Task brief —
Write out all the material exactly. Leave nothing out.

Input for this task —
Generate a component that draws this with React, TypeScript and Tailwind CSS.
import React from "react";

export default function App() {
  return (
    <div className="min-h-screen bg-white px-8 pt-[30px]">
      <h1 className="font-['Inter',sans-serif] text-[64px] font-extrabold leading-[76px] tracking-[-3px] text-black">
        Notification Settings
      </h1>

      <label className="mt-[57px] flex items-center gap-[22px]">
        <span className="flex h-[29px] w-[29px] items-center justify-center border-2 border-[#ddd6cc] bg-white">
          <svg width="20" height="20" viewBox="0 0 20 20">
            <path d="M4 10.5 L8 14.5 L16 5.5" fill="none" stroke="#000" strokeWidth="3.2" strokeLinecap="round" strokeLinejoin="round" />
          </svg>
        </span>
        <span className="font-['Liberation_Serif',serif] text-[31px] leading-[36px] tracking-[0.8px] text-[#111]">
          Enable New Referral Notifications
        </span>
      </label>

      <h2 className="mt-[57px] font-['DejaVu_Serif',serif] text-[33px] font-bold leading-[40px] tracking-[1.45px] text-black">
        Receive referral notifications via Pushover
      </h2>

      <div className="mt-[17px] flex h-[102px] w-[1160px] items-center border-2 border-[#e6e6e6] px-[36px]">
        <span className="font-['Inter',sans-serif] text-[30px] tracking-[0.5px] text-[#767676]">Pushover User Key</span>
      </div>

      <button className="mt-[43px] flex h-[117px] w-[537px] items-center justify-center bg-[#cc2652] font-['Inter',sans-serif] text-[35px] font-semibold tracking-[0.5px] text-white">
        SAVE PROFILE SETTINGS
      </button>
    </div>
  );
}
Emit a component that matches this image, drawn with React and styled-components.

Task output —
Generate a component that draws this with React, TypeScript and Tailwind CSS.
import React from "react";

export default function App() {
  return (
    <div className="min-h-screen bg-white px-8 pt-[30px]">
      <h1 className="font-['Inter',sans-serif] text-[64px] font-extrabold leading-[76px] tracking-[-3px] text-black">
        Notification Settings
      </h1>

      <label className="mt-[57px] flex items-center gap-[22px]">
        <span className="flex h-[29px] w-[29px] items-center justify-center border-2 border-[#ddd6cc] bg-white">
          <svg width="20" height="20" viewBox="0 0 20 20">
            <path d="M4 10.5 L8 14.5 L16 5.5" fill="none" stroke="#000" strokeWidth="3.2" strokeLinecap="round" strokeLinejoin="round" />
          </svg>
        </span>
        <span className="font-['Liberation_Serif',serif] text-[31px] leading-[36px] tracking-[0.8px] text-[#111]">
          Enable New Referral Notifications
        </span>
      </label>

      <h2 className="mt-[57px] font-['DejaVu_Serif',serif] text-[33px] font-bold leading-[40px] tracking-[1.45px] text-black">
        Receive referral notifications via Pushover
      </h2>

      <div className="mt-[17px] flex h-[102px] w-[1160px] items-center border-2 border-[#e6e6e6] px-[36px]">
        <span className="font-['Inter',sans-serif] text-[30px] tracking-[0.5px] text-[#767676]">Pushover User Key</span>
      </div>

      <button className="mt-[43px] flex h-[117px] w-[537px] items-center justify-center bg-[#cc2652] font-['Inter',sans-serif] text-[35px] font-semibold tracking-[0.5px] text-white">
        SAVE PROFILE SETTINGS
      </button>
    </div>
  );
}
Emit a component that matches this image, drawn with React and styled-components.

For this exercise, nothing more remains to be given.